Ad oggi la cucina è sempre la solita, forse un po’ più sbrigativa, la tovaglia bianca e rossa sopravvive, se poi mi chiedessero se lo stesso vale per le mie aspettative, beh, è un’altra storia. Non è pessimismo, non è paura del cambiamento, è la realtà, è la maturità (o quasi), è la consapevolezza che solitamente la terra non gira come vorresti, e se lo fa mai quando te l’aspetti, è l’aver preso tante batoste che sai di saper trovare la forza di ridere, ma sai anche che sapore hanno le lacrime. È il capire che la vita non la capirai mai, che il natale non sarà mai più bello come quando avevi 10 anni, ma penso vada bene così, basta che il vizio di ridere non si perda.
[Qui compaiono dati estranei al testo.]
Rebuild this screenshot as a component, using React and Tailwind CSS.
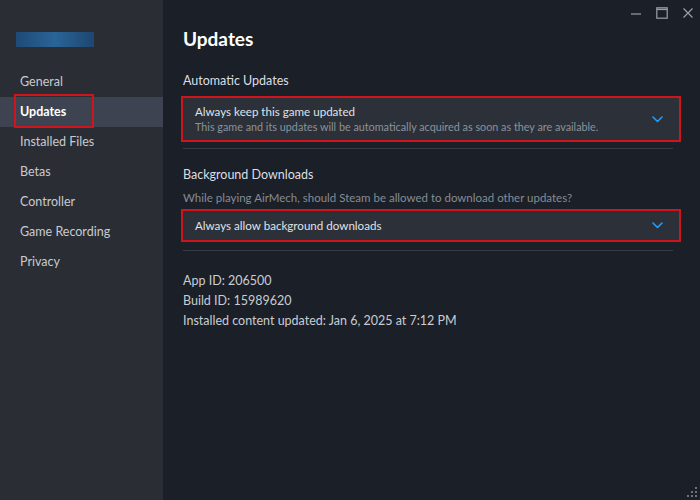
import React from 'react';

const navItems = ['General', 'Updates', 'Installed Files', 'Betas', 'Controller', 'Game Recording', 'Privacy'];

function Chevron() {
  return (
    <svg width="11" height="7" viewBox="0 0 11 7" fill="none">
      <path d="M1 1l4.5 4.5L10 1" stroke="#1a9fff" strokeWidth="1.6" strokeLinecap="round" strokeLinejoin="round" />
    </svg>
  );
}

function Dropdown({ title, subtitle }) {
  return (
    <div className={`-ml-[2px] border-2 border-[#d0141c] bg-[#2c3039] flex items-center justify-between pl-[12px] pr-[16px] ${subtitle ? 'h-[46px]' : 'h-[33px]'}`}>
      <div className="flex flex-col">
        <span className="text-[11.6px] leading-[15px] text-[#dfe3e8]">{title}</span>
        {subtitle && <span className="text-[10.8px] leading-[15px] text-[#8b929a]">{subtitle}</span>}
      </div>
      <Chevron />
    </div>
  );
}

export default function App() {
  return (
    <div className="w-[700px] h-[500px] flex bg-[#1b1f27] overflow-hidden" style={{ fontFamily: 'Lato, "Noto Sans", sans-serif' }}>
      {/* Sidebar */}
      <div className="w-[163px] shrink-0 bg-[#2a2d34] flex flex-col pt-[32px]">
        <div className="ml-[16px] w-[78px] h-[15px] bg-gradient-to-r from-[#1d4e7f] via-[#2b6aa3] to-[#1d4a78] opacity-90 blur-[0.5px]" />
        <div className="mt-[20px] flex flex-col">
          {navItems.map((item) => (
            <div key={item} className={`relative h-[30px] flex items-center pl-[20px] text-[12.5px] ${item === 'Updates' ? 'bg-[#3d4350] text-white font-bold' : 'text-[#c7cbd1]'}`}>
              {item}
              {item === 'Updates' && (
                <div className="absolute left-[14px] top-[-3px] w-[80px] h-[34px] border-2 border-[#d0141c]" />
              )}
            </div>
          ))}
        </div>
      </div>

      {/* Main */}
      <div className="flex-1 relative pl-[20px] pr-[19px]">
        <div className="absolute top-[7px] right-[6px] flex items-center gap-[14px] text-[#9aa0a8]">
          <svg width="12" height="12" viewBox="0 0 12 12"><path d="M1 7h10" stroke="currentColor" strokeWidth="1.2" /></svg>
          <svg width="12" height="12" viewBox="0 0 12 12" fill="none"><rect x="0.8" y="0.8" width="10.4" height="10.4" stroke="currentColor" strokeWidth="1.2" /><path d="M0.8 2.4h10.4" stroke="currentColor" strokeWidth="1.4" /></svg>
          <svg width="12" height="12" viewBox="0 0 12 12"><path d="M1.5 1.5l9 9M10.5 1.5l-9 9" stroke="currentColor" strokeWidth="1.2" /></svg>
        </div>

        <h1 className="mt-[25px] text-[19px] leading-[28px] font-bold text-white">Updates</h1>

        <div className="mt-[19px] text-[12.5px] leading-[18px] text-[#dcdee2]">Automatic Updates</div>
        <div className="mt-[6px]">
          <Dropdown title="Always keep this game updated" subtitle="This game and its updates will be automatically acquired as soon as they are available." />
        </div>
        <div className="mt-[6px] mr-[8px] h-px bg-[#353a44]" />

        <div className="mt-[17px] text-[12.5px] leading-[18px] text-[#dcdee2]">Background Downloads</div>
        <div className="mt-[6px] text-[11.5px] leading-[16px] text-[#868c95]">While playing AirMech, should Steam be allowed to download other updates?</div>
        <div className="mt-[3px]">
          <Dropdown title="Always allow background downloads" />
        </div>
        <div className="mt-[8px] mr-[8px] h-px bg-[#353a44]" />

        <div className="mt-[21px] flex flex-col gap-[2px] text-[12.5px] leading-[18px] text-[#c9cdd3]">
          <span>App ID: 206500</span>
          <span>Build ID: 15989620</span>
          <span>Installed content updated: Jan 6, 2025 at 7:12 PM</span>
        </div>

        <div className="absolute bottom-[3px] right-[3px] grid grid-cols-3 gap-[2px]">
          <span />
          <span />
          <span className="w-[2px] h-[2px] bg-[#6b717a]" />
          <span />
          <span className="w-[2px] h-[2px] bg-[#6b717a]" />
          <span className="w-[2px] h-[2px] bg-[#6b717a]" />
          <span className="w-[2px] h-[2px] bg-[#6b717a]" />
          <span className="w-[2px] h-[2px] bg-[#6b717a]" />
          <span className="w-[2px] h-[2px] bg-[#6b717a]" />
        </div>
      </div>
    </div>
  );
}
Quella che ormai penso sia perduta è la semplicità della risata dei bambini.
E poi il caso ha voluto che io stia leggendo di due bambini, di Alice e Nico. La scrittrice è Amabile Giusti, calabrese, avvocato anche se non si sente un avvocato. La sua vita è scrivere. Che poi adori Jane Austen, le ceramiche e i manga giapponesi, dal mio punto di vista, sono solo altri punti a suo favore.
“Solo non si vedono i due liocorni” è una storia cruda e disincantata pur essendo raccontata da Alice,11 anni, e Nico, 14 anni. Ambientata in un paesino del sud Italia, mai nominato, ma di facile intuizione, è la storia di un’amicizia tra detriti e polvere. Alice ha il nome non della protagonista del famoso romanzo, ma dell’acciuga; vive con una madre sciatta e sporca, con una dignità che non si capisce bene da dove faccia capolino e un passato dei più rumorosi; una sorella ostile e difficile; un patrigno taciturno e incomprensibile. Nico ha i denti fragili e lividi che si intonano al suo colore degli occhi; vive con il padre, manesco iroso e nullafacente, convinto, pur tuttavia, di essere infallibile; lavoricchia quando può, e quando non può è “costretto” a rubare; è innamorato di Mara l’unica che si oppone ai lividi di Nico, acqua fresca nella calura della sua vita. Alice e Nico non si conoscono per caso, si riconoscono per caso. Alice “sembrava di vetro, no, di cristallo, di quello più sottile, che basta una spinta e grandina cocci.”, ma Nico si rivede in lei, perché pur avendo paura della vita “lui non scappava via in quel modo, lui affrontava persino le sberle di suo padre restando diritto, lui non piangeva da sei anni e sette mesi e dodici giorni,… ma gli sembrava che quella bimba minuta avesse lo stesso sguardo che era stato il suo fino a sei anni sette mesi e dodici giorni prima.” Alice ha la semplicità di una bimba e la complessità di un adulto, è tenera e dura, guarda il mondo come se fosse pulito, pur essendo ben consapevole dello squallore che la circonda, si rifugia nella sua immaginazione. Nico ha una faccia da malandrino, vorrebbe essere dolce e ingenuo e non può, vorrebbe essere un ragazzo dalla faccia pulita e gli viene negato dalla vita.
Amabile Giusti dà a questo romanzo un titolo molto incisivo: i liocorni sono la coppia di animali che Noè per disattenzione abbandona sulla terra, prima del nubifragio che ripulirà la terra dal male degli uomini. Alice e Nico sono i due liocorni di questa storia, se riusciranno a salvarsi devo ancora scoprirlo, chi lo sa, ma io credo di si.